California police officials are asking that more money be spent on mental health care for young offenders. They say counseling and treatment can dramatically reduce juvenile crime rates.
The officials say at least 80 percent of young offenders have identifiable mental health disorders, and that proper treatment can reduce juvenile arrests by as much as one third.
Los Angeles Sheriff Lee Baca says every police patrolman knows there is a link between mental illness and crime. Sheriff Baca runs the country's largest local jail system, which he says is also the nation's largest mental health facility. Each day, his department dispenses 6,000 doses of psychotropic drugs that doctors have prescribed for the inmates.
Speaking at a news conference with other police officials, he said mental health care is lacking for young offenders.
"Those of us in law enforcement see this as a crime prevention tool, as a way of helping young people get back on their feet and not spiral down into the abyss of mental illness," said Sheriff Baca.
California voters recently approved $1 billion in state spending for mental health care, and the law enforcement officers want some of it spent on youngsters who are in trouble. Los Angeles police chief Bill Bratton says treatment will save money in the long run.
"Rather than spending $80,000 to house a juvenile for a year, with these things we can spend much less money and, in fact, keep many of these kids out of a life of crime, and keep what few police we have here in California focused much more significantly on the serious violent offenders. So this is a win-win-win [situation]," said Mr. Bratton.
Barbara Paradise supervises a mental health program for young offenders in the San Fernando Valley in suburban Los Angeles. She says most young people who are on probation, have been convicted of only minor infractions.
"Truancy, substance abuse, aggression in the home and in the community, non-compliance with their orders of probation, non-compliance in the home, running away, those kinds of behaviors," she noted.
She says their lives can be turned around with the right kind of intervention. Her program provides family counseling, and tries to redirect youngsters away from drugs and gangs into productive activities, such as after-school programs.
Barrie Becker directs an advocacy group called Fight Crime-Invest in Kids/California, and she says mental health programs will keep many trouble-prone teenagers out of detention centers.

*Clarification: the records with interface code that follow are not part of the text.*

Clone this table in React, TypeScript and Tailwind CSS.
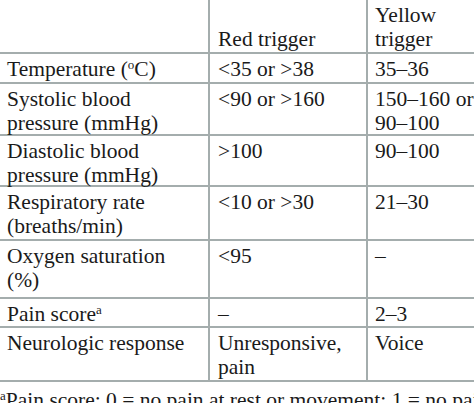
import React from "react";

type Row = { h: string; a: React.ReactNode; b: React.ReactNode; c: React.ReactNode };

const Sup = ({ children }: { children: React.ReactNode }) => (
  <span className="text-[13px] leading-none relative -top-[7px]">{children}</span>
);

const rows: Row[] = [
  { h: "h-[30px]", a: <>Temperature (<Sup>o</Sup>C)</>, b: "<35 or >38", c: "35–36" },
  { h: "h-[52px]", a: <>Systolic blood<br />pressure (mmHg)</>, b: "<90 or >160", c: <>150–160 or<br />90–100</> },
  { h: "h-[51px]", a: <>Diastolic blood<br />pressure (mmHg)</>, b: ">100", c: "90–100" },
  { h: "h-[54px]", a: <>Respiratory rate<br />(breaths/min)</>, b: "<10 or >30", c: "21–30" },
  { h: "h-[58px]", a: <>Oxygen saturation<br />(%)</>, b: "<95", c: "–" },
  { h: "h-[29px]", a: <>Pain score<Sup>a</Sup></>, b: "–", c: "2–3" },
  { h: "h-[54px]", a: "Neurologic response", b: <>Unresponsive,<br />pain</>, c: "Voice" },
];

export default function App() {
  return (
    <div
      className="w-[474px] h-[403px] overflow-hidden bg-white text-[#1a1a1a] text-[21.5px] leading-[24px]"
      style={{ fontFamily: '"Liberation Serif", "Times New Roman", serif' }}
    >
      <div className="w-[560px]">
        <div className="grid grid-cols-[208px_158px_1fr] h-[54px] border-b-2 border-[#a4adad]">
          <div />
          <div className="border-l-2 border-[#a4adad] pl-2 flex items-end pb-px">Red trigger</div>
          <div className="border-l-2 border-[#a4adad] pl-[7px] flex items-end pb-px">
            Yellow<br />trigger
          </div>
        </div>
        {rows.map((r, i) => (
          <div key={i} className={`grid grid-cols-[208px_158px_1fr] border-b-2 border-[#a4adad] ${r.h}`}>
            <div className="pl-[7px] pt-[3px] whitespace-nowrap">{r.a}</div>
            <div className="border-l-2 border-[#a4adad] pl-2 pt-[3px] whitespace-nowrap">{r.b}</div>
            <div className="border-l-2 border-[#a4adad] pl-[7px] pt-[3px] whitespace-nowrap">{r.c}</div>
          </div>
        ))}
        <div className="pt-[6px] whitespace-nowrap">
          <Sup>a</Sup>Pain score: 0 = no pain at rest or movement; 1 = no pain at rest
        </div>
      </div>
    </div>
  );
}
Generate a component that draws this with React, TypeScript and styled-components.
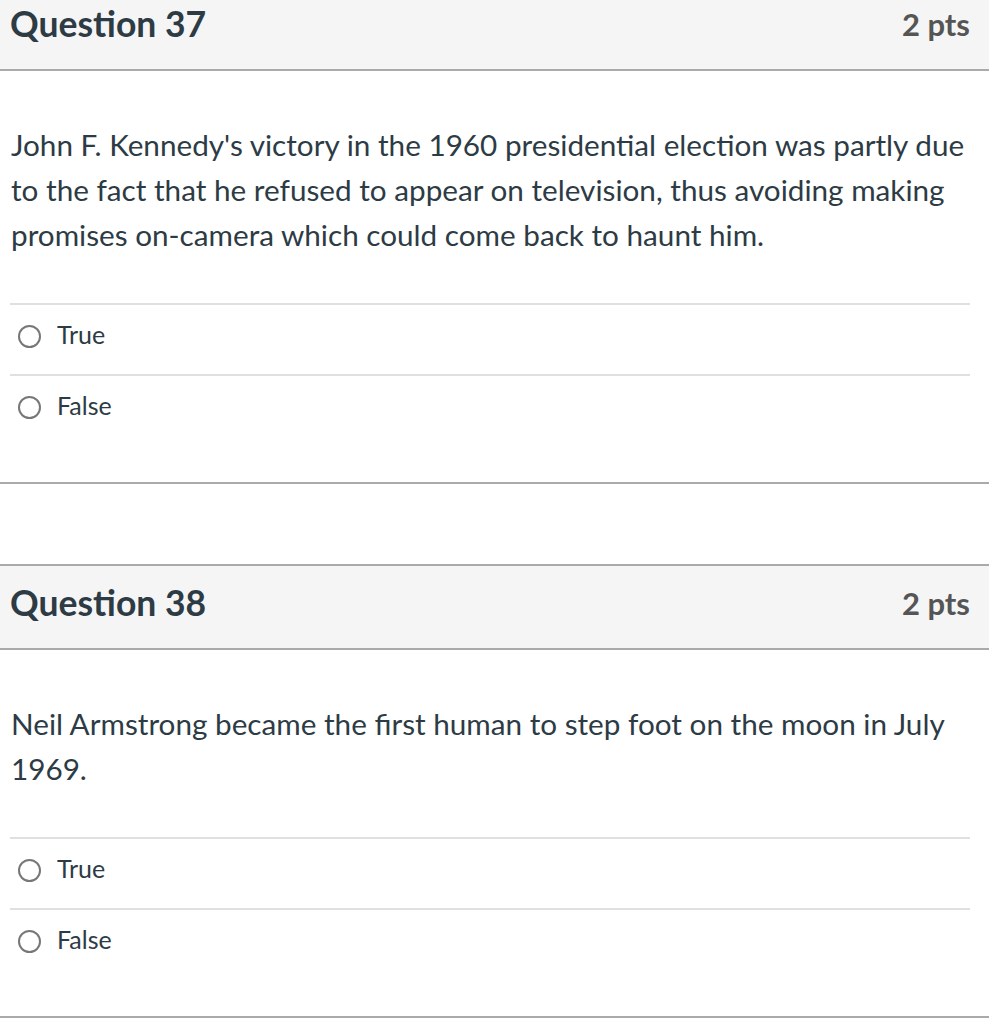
import { createGlobalStyle } from 'styled-components';
import styled from 'styled-components';

const GlobalStyle = createGlobalStyle`
  html, body {
    margin: 0;
    padding: 0;
    background: #fff;
  }
  body {
    font-family: Lato, 'Liberation Sans', sans-serif;
    color: #2d3b45;
  }
`;

const QuizStyles = styled.div`
  margin-top: -15px;
  display: flex;
  flex-direction: column;
  gap: 80px;
`;

const QuestionStyles = styled.div`
  border-top: 2px solid #aaa;
  border-bottom: 2px solid #aaa;
  .question {
    &-header {
      display: flex;
      justify-content: space-between;
      align-items: center;
      height: 84px;
      padding: 0 19px 9px 10px;
      box-sizing: border-box;
      background: #f5f5f5;
      border-bottom: 2px solid #aaa;
    }
    &-name {
      font-size: 35.5px;
      font-weight: 700;
      color: #2d3b45;
    }
    &-points {
      font-size: 31px;
      font-weight: 700;
      color: #555;
    }
    &-text {
      padding: 51px 10px 0 11px;
      font-size: 29.7px;
      line-height: 45px;
      margin: 0;
    }
    &-answers {
      margin: 46px 19px 0 10px;
      padding-bottom: 37px;
    }
  }
`;

const AnswerRow = styled.label`
  display: flex;
  align-items: center;
  gap: 16px;
  height: 71px;
  padding: 0 0 11px 8px;
  border-top: 2px solid #e0e0e0;
  box-sizing: border-box;
  font-size: 25px;
  color: #2d3b45;
`;

const Radio = styled.span`
  width: 23px;
  height: 23px;
  margin-top: 4px;
  box-sizing: border-box;
  border-radius: 50%;
  border: 2px solid #777;
  background: #fff;
  flex-shrink: 0;
`;

type Question = {
  name: string;
  points: string;
  text: string;
  answers: string[];
};

const questions: Question[] = [
  {
    name: 'Question 37',
    points: '2 pts',
    text: "John F. Kennedy's victory in the 1960 presidential election was partly due to the fact that he refused to appear on television, thus avoiding making promises on-camera which could come back to haunt him.",
    answers: ['True', 'False'],
  },
  {
    name: 'Question 38',
    points: '2 pts',
    text: 'Neil Armstrong became the first human to step foot on the moon in July 1969.',
    answers: ['True', 'False'],
  },
];

const QuestionItem = ({ q }: { q: Question }) => {
  return (
    <QuestionStyles>
      <div className="question-header">
        <span className="question-name">{q.name}</span>
        <span className="question-points">{q.points}</span>
      </div>
      <p className="question-text">{q.text}</p>
      <div className="question-answers">
        {q.answers.map((a) => (
          <AnswerRow key={a}>
            <Radio />
            {a}
          </AnswerRow>
        ))}
      </div>
    </QuestionStyles>
  );
};

const App = () => {
  return (
    <>
      <GlobalStyle />
      <QuizStyles>
        {questions.map((q) => (
          <QuestionItem key={q.name} q={q} />
        ))}
      </QuizStyles>
    </>
  );
};

export default App;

"They also happen to have other positive outcomes, like staying in school, staying at home, being productive later on in society, and generally the biggest factor for us is staying out of the juvenile justice system," said Ms. Becker.
Her organization also promotes programs to curb child abuse, and professional child-care projects for toddlers, which she says lay the groundwork for mentally healthy teenagers and adults.
California governor Arnold Schwarzenegger recently announced an overhaul of the California Youth Authority, the state's juvenile detention system, which houses 3,700 young inmates. The overhaul, undertaken in response to a lawsuit, includes an upgrade of the treatment of mentally ill inmates.